Our bodies’ cells disintegrate and then recycle their own parts constantly. In 2016, Dr. Yoshinori Ohsumi, from Japan, received the Nobel Prize in Physiology or Medicine for discovering the mechanisms behind this process known as autophagy. Most of the tissues in our bodies replace their cells with new ones on a regular basis. Each organ needs its own time to renew itself completely. However, other tissues never replace their cells.
An investigation with a revealing result
Dr. Ohsumi, a Japanese cell biologist, spent years studying how human cells recycle their trash. This process is scientifically known as autophagy. It is composed of the Greek words, “auto” which means “self” and “phagein” which can be translated as “eating”. It sounds a bit disturbing, but this process helps to keep you stable. With the help of lysosomes (organelles responsible for degrading intracellular material), your body can break down different protein structures and transform them into amino acids. Later, it uses this to create more cells.
Our body can use its own protein supply stored in the form of damaged cells and bacteria.
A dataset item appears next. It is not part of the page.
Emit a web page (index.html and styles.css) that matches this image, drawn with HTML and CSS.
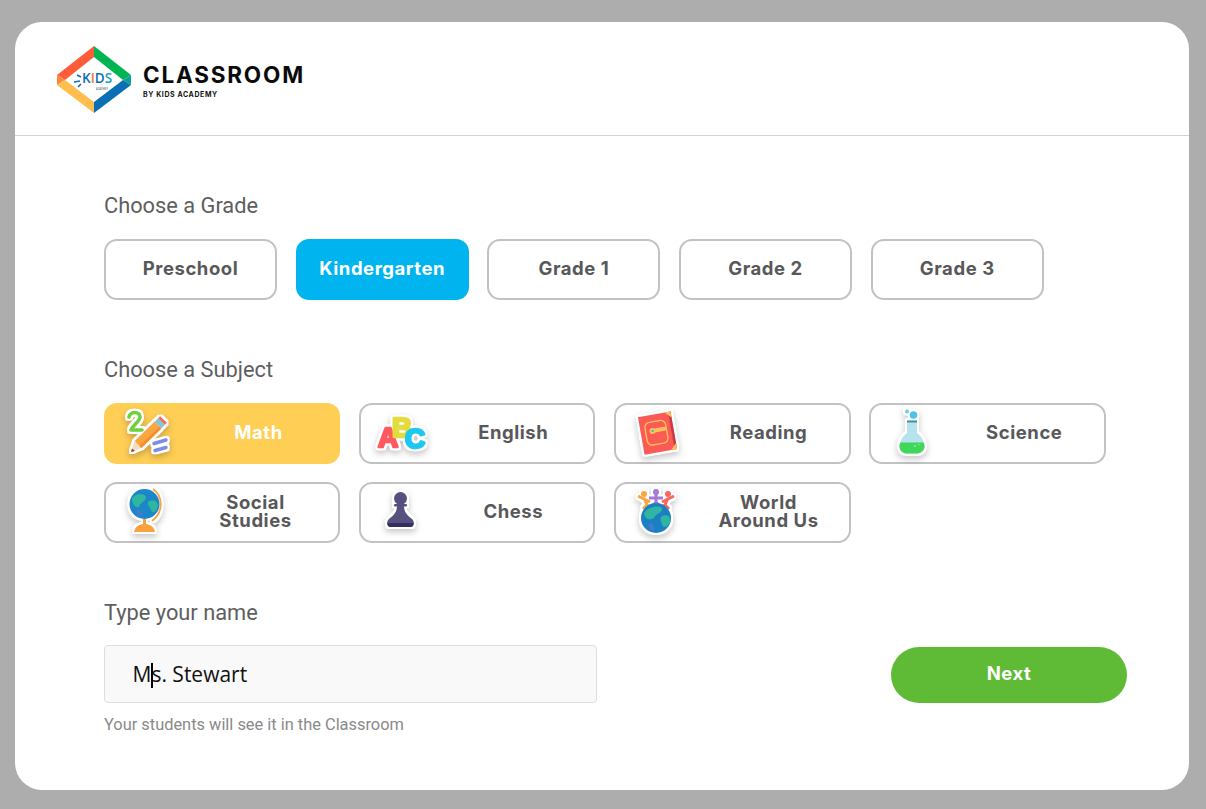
FILE: index.html
```html
<!DOCTYPE html>
<html lang="en">
<head>
<meta charset="utf-8">
<title>Classroom by Kids Academy</title>
<link rel="stylesheet" href="styles.css">
</head>
<body>
<div class="card">
  <header class="header">
    <svg class="logo" viewBox="0 0 74 68" width="74" height="68">
      <polygon fill="#ff5c39" points="0,29 37,0 37,11 8,34"/>
      <polygon fill="#f98a3c" points="0,29 8,34 0,39"/>
      <polygon fill="#ffbe4d" points="0,39 8,34 37,56 37,67"/>
      <polygon fill="#00b451" points="37,0 74,29 66,34 37,11"/>
      <polygon fill="#0aa19a" points="74,29 66,34 74,39"/>
      <polygon fill="#0a6fb5" points="74,39 66,34 37,56 37,67"/>
      <text class="logo-kids" x="25" y="37">K<tspan fill="#f0773d">I</tspan>D<tspan fill="#1a9bc4">S</tspan></text>
      <text class="logo-tiny" x="39" y="43.5">ACADEMY</text>
      <path d="M24 31l-4-2M23 35l-6 1M24 38l-3 3" stroke="#0a6fb5" stroke-width="1.6" fill="none"/>
    </svg>
    <div class="brand">
      <div class="brand-name">CLASSROOM</div>
      <div class="brand-sub">BY KIDS ACADEMY</div>
    </div>
  </header>
  <main class="main">
    <section class="section">
      <h2 class="label">Choose a Grade</h2>
      <div class="grades">
        <button class="btn">Preschool</button>
        <button class="btn btn-blue">Kindergarten</button>
        <button class="btn">Grade 1</button>
        <button class="btn">Grade 2</button>
        <button class="btn">Grade 3</button>
      </div>
    </section>
    <section class="section">
      <h2 class="label">Choose a Subject</h2>
      <div class="subjects">
        <button class="btn subject btn-yellow">
          <svg class="icon" viewBox="0 0 50 50">
            <g class="sticker">
              <path d="M7 8C8 2 18 2 18 8C18 12 12 15 9 21H20" fill="none" stroke="#6fd13f" stroke-width="3.6" stroke-linecap="round" stroke-linejoin="round"/>
              <polygon points="9,43 12.5,32 19.5,39" fill="#f8dcbc"/>
              <polygon points="9,43 10,39.5 13,42" fill="#a8323a"/>
              <line x1="16" y1="35.5" x2="36" y2="16" stroke="#f9a540" stroke-width="9.5"/>
              <line x1="18.5" y1="38" x2="38.5" y2="18.5" stroke="#f58d2c" stroke-width="2.6"/>
              <line x1="36" y1="16" x2="39.5" y2="12.5" stroke="#7cc7d8" stroke-width="9.5"/>
              <line x1="39.5" y1="12.5" x2="41.5" y2="10.5" stroke="#f2685c" stroke-width="9.5"/>
              <path d="M32 34.5L44 31M33 41.5L44 38.5" stroke="#7b8de8" stroke-width="3.4" stroke-linecap="round"/>
            </g>
          </svg>
          <span class="subject-name">Math</span>
        </button>
        <button class="btn subject">
          <svg class="icon" viewBox="0 0 50 50">
            <g class="sticker">
              <text class="abc"><tspan class="abc-a" x="1" y="38">A</tspan><tspan class="abc-b" x="15" y="28">B</tspan><tspan class="abc-c" x="28" y="39">C</tspan></text>
            </g>
          </svg>
          <span class="subject-name">English</span>
        </button>
        <button class="btn subject">
          <svg class="icon" viewBox="0 0 50 50">
            <g class="sticker">
              <g transform="rotate(-10 26 24)">
                <rect x="9" y="5" width="33" height="38" fill="#fb5a55"/>
                <rect x="39.5" y="5" width="2.5" height="38" fill="#c93a45"/>
                <rect x="14" y="12" width="21" height="23" rx="5" fill="none" stroke="#ffc05c" stroke-width="1.4"/>
                <rect x="21" y="19" width="14" height="4" rx="2" fill="#ffc05c"/>
                <circle cx="21" cy="21" r="3" fill="#ffc05c"/>
                <circle cx="21" cy="21" r="1.2" fill="#2bc7a6"/>
                <path d="M36 5h6v6zM36 43h6v-6z" fill="#ffc05c"/>
              </g>
            </g>
          </svg>
          <span class="subject-name">Reading</span>
        </button>
        <button class="btn subject">
          <svg class="icon" viewBox="0 0 50 50">
            <g class="sticker">
              <circle cx="20" cy="2.5" r="2" fill="#6ccbe8"/>
              <circle cx="26.5" cy="6" r="3.8" fill="#4cc3e6"/>
              <path d="M20 11.5H30V24C36 29 38 34 37.5 38C37 42 33 44.5 30 44.5H20C16 44.5 13 42 12.5 38C12 34 14 29 20 24Z" fill="#b6e3ee"/>
              <path d="M13.5 33.5H36.5C37.3 35.5 37.7 36.5 37.5 38C37 42 33 44.5 30 44.5H20C16 44.5 13 42 12.5 38C12.3 36.5 12.7 35.5 13.5 33.5Z" fill="#3fd65a"/>
              <circle cx="28" cy="37" r="0.8" fill="#c9f5d0"/>
              <circle cx="32" cy="35.5" r="0.6" fill="#c9f5d0"/>
              <rect x="20" y="11.5" width="10" height="2" fill="#4a90a8"/>
            </g>
          </svg>
          <span class="subject-name">Science</span>
        </button>
        <button class="btn subject">
          <svg class="icon" viewBox="0 0 50 50">
            <g class="sticker">
              <path d="M31 1C41 8 42 24 30 33" fill="none" stroke="#f9a13c" stroke-width="1.8"/>
              <rect x="21" y="31" width="3" height="6" fill="#f9a13c"/>
              <path d="M12 44C13 38 18 36 22.5 36C27 36 32 38 33 44Z" fill="#f9a13c"/>
              <circle cx="22.5" cy="16" r="15" fill="#1b87c9"/>
              <path d="M10 10C15 5 22 5 24 9C24 14 18 14 17 19C13 20 10 16 10 10ZM26 14C31 11 36 13 36 18C34 25 30 26 29 22C28 18 25 18 26 14Z" fill="#2fb5a0"/>
              <path d="M15 22C19 22 21 25 20 29C17 28 14 26 15 22Z" fill="#4a78c9"/>
            </g>
          </svg>
          <span class="subject-name subject-name-social">Social<br>Studies</span>
        </button>
        <button class="btn subject">
          <svg class="icon" viewBox="0 0 50 50">
            <g class="sticker">
              <circle cx="23.5" cy="10.5" r="6.5" fill="#56507f"/>
              <rect x="17" y="16" width="13" height="2.5" rx="1.2" fill="#56507f"/>
              <path d="M20 18H27C27 24 30 27 35 31C38 34 37 38 35 38H12C10 38 9 34 12 31C17 27 20 24 20 18Z" fill="#56507f"/>
              <path d="M10.5 35H36.5C36.5 37 36 39 34 39H13C11 39 10.5 37 10.5 35Z" fill="#332f63"/>
            </g>
          </svg>
          <span class="subject-name">Chess</span>
        </button>
        <button class="btn subject">
          <svg class="icon" viewBox="0 0 50 50">
            <g class="sticker">
              <circle cx="12" cy="6" r="3" fill="#f9a540"/>
              <path d="M6 8L18 14M12 10L15 17M15 17L11 21M15 17L19 20" stroke="#f9a540" stroke-width="3" fill="none"/>
              <circle cx="36" cy="6" r="3" fill="#f76560"/>
              <path d="M42 8L30 14M36 10L33 17M33 17L37 21M33 17L29 20" stroke="#f76560" stroke-width="3" fill="none"/>
              <circle cx="24" cy="4" r="3" fill="#a678d8"/>
              <path d="M17 10H31M24 6V14M24 14L20 19M24 14L28 19" stroke="#a678d8" stroke-width="3" fill="none"/>
              <circle cx="24" cy="30" r="15" fill="#1b7fc4"/>
              <path d="M12 25C16 19 26 17 30 20C31 25 24 25 22 30C17 33 13 31 12 25ZM30 28C36 26 39 29 38 34C36 39 31 41 30 36C29 33 27 31 30 28Z" fill="#2fb5a0"/>
              <path d="M17 36C20 35 23 38 22 43C19 42 16 40 17 36Z" fill="#4a78c9"/>
            </g>
          </svg>
          <span class="subject-name">World<br>Around Us</span>
        </button>
      </div>
    </section>
    <section class="section">
      <h2 class="label">Type your name</h2>
      <div class="name-row">
        <div class="name-col">
          <div class="name-input">M<span class="caret"></span>s. Stewart</div>
          <p class="hint">Your students will see it in the Classroom</p>
        </div>
        <button class="next">Next</button>
      </div>
    </section>
  </main>
</div>
</body>
</html>
```
FILE: styles.css
```css
* { box-sizing: border-box; }
html, body { margin: 0; height: 100%; }
body {
  background: #adadad;
  padding: 22px 17px 19px 15px;
  font-family: Roboto, "Liberation Sans", sans-serif;
  overflow: hidden;
}
.card {
  background: #fff;
  border-radius: 27px;
  height: 768px;
  display: flex;
  flex-direction: column;
}
.header {
  height: 114px;
  border-bottom: 1px solid #d2d2d2;
  display: flex;
  align-items: center;
  padding: 2px 0 0 42px;
  gap: 12px;
  flex: none;
}
.logo { display: block; flex: none; }
.logo-kids {
  font: 600 13.5px "Open Sans", "Liberation Sans", sans-serif;
  fill: #0a6fb5;
}
.logo-tiny {
  font: 600 2.5px "Open Sans", "Liberation Sans", sans-serif;
  fill: #55707f;
}
.brand { display: flex; flex-direction: column; padding-top: 3px; }
.brand-name {
  font: 700 22.5px/24px Inter, "Liberation Sans", sans-serif;
  letter-spacing: 1.8px;
  color: #0b0b0b;
}
.brand-sub {
  font: 700 7px/9px Inter, "Liberation Sans", sans-serif;
  letter-spacing: 0.6px;
  color: #111;
  margin-top: 3px;
}
.main {
  padding: 57px 62px 0 89px;
  display: flex;
  flex-direction: column;
  gap: 57px;
}
.label {
  margin: 0 0 20px;
  font: 400 21.8px/26px Roboto, sans-serif;
  color: #5e5e5e;
}
.grades {
  display: grid;
  grid-template-columns: repeat(5, 173px);
  column-gap: 18.7px;
}
.subjects {
  display: grid;
  grid-template-columns: 236px 236px 237px 237px;
  gap: 18px 18.75px;
}
.btn {
  height: 61px;
  background: #fff;
  border: 2px solid #c2c2c2;
  border-radius: 13px;
  font: 700 18.5px/18px Inter, "Liberation Sans", sans-serif;
  letter-spacing: 0.55px;
  color: #58585a;
  padding: 0 0 4px;
  text-align: center;
}
.btn-blue { background: #00b5ef; border-color: #00b5ef; color: #fff; }
.btn-yellow { background: #ffce55; border-color: #ffce55; color: #fff; }
.subject {
  display: flex;
  align-items: center;
  padding: 0;
}
.icon {
  width: 50px;
  height: 50px;
  flex: none;
  margin-left: 16px;
  overflow: visible;
}
.sticker {
  filter: drop-shadow(2px 0 0 #fff) drop-shadow(-2px 0 0 #fff) drop-shadow(0 2px 0 #fff) drop-shadow(0 -2px 0 #fff) drop-shadow(0 3px 3px rgba(0, 0, 0, 0.22));
}
.abc {
  font: 700 28px "Liberation Sans", sans-serif;
  stroke-width: 2.6px;
  stroke-linejoin: round;
}
.abc-a { fill: #ff5a5f; stroke: #ff5a5f; }
.abc-b { fill: #e3dc3f; stroke: #e3dc3f; }
.abc-c { fill: #1cc8f0; stroke: #1cc8f0; }
.subject-name { flex: 1; margin-left: 7px; padding-bottom: 4px; }
.subject-name-social { padding-right: 6px; }
.name-row {
  display: flex;
  justify-content: space-between;
  align-items: flex-start;
  margin-top: -1px;
}
.name-col { width: 493px; }
.name-input {
  height: 58px;
  background: #f9f9f9;
  border: 1px solid #dedede;
  border-radius: 4px;
  padding-left: 27.5px;
  font: 400 21px/56px "Open Sans", sans-serif;
  color: #111;
  white-space: nowrap;
}
.caret {
  display: inline-block;
  width: 1.5px;
  height: 25px;
  margin-right: -1.5px;
  background: #000;
  vertical-align: -6px;
}
.hint {
  margin: 12px 0 0;
  font: 400 16.4px/20px Roboto, sans-serif;
  color: #8a8a8a;
}
.next {
  width: 236px;
  height: 56px;
  margin-top: 2px;
  border: 0;
  border-radius: 28px;
  background: #5fba36;
  color: #fff;
  padding: 0 0 4px;
  font: 700 18.5px/18px Inter, "Liberation Sans", sans-serif;
  letter-spacing: 0.55px;
}
```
The average person consumes approximately 70 g of protein daily which is not enough to create new cells. When using the “protein waste”, your body is nourished with the necessary amount. When the natural recycling mechanism doesn’t work, the damaged cells and their components begin to accumulate in the body. Thus, it’s not possible to neutralize cancer cells and cells infected with dangerous bacteria and viruses. That’s why you can end up with many serious diseases.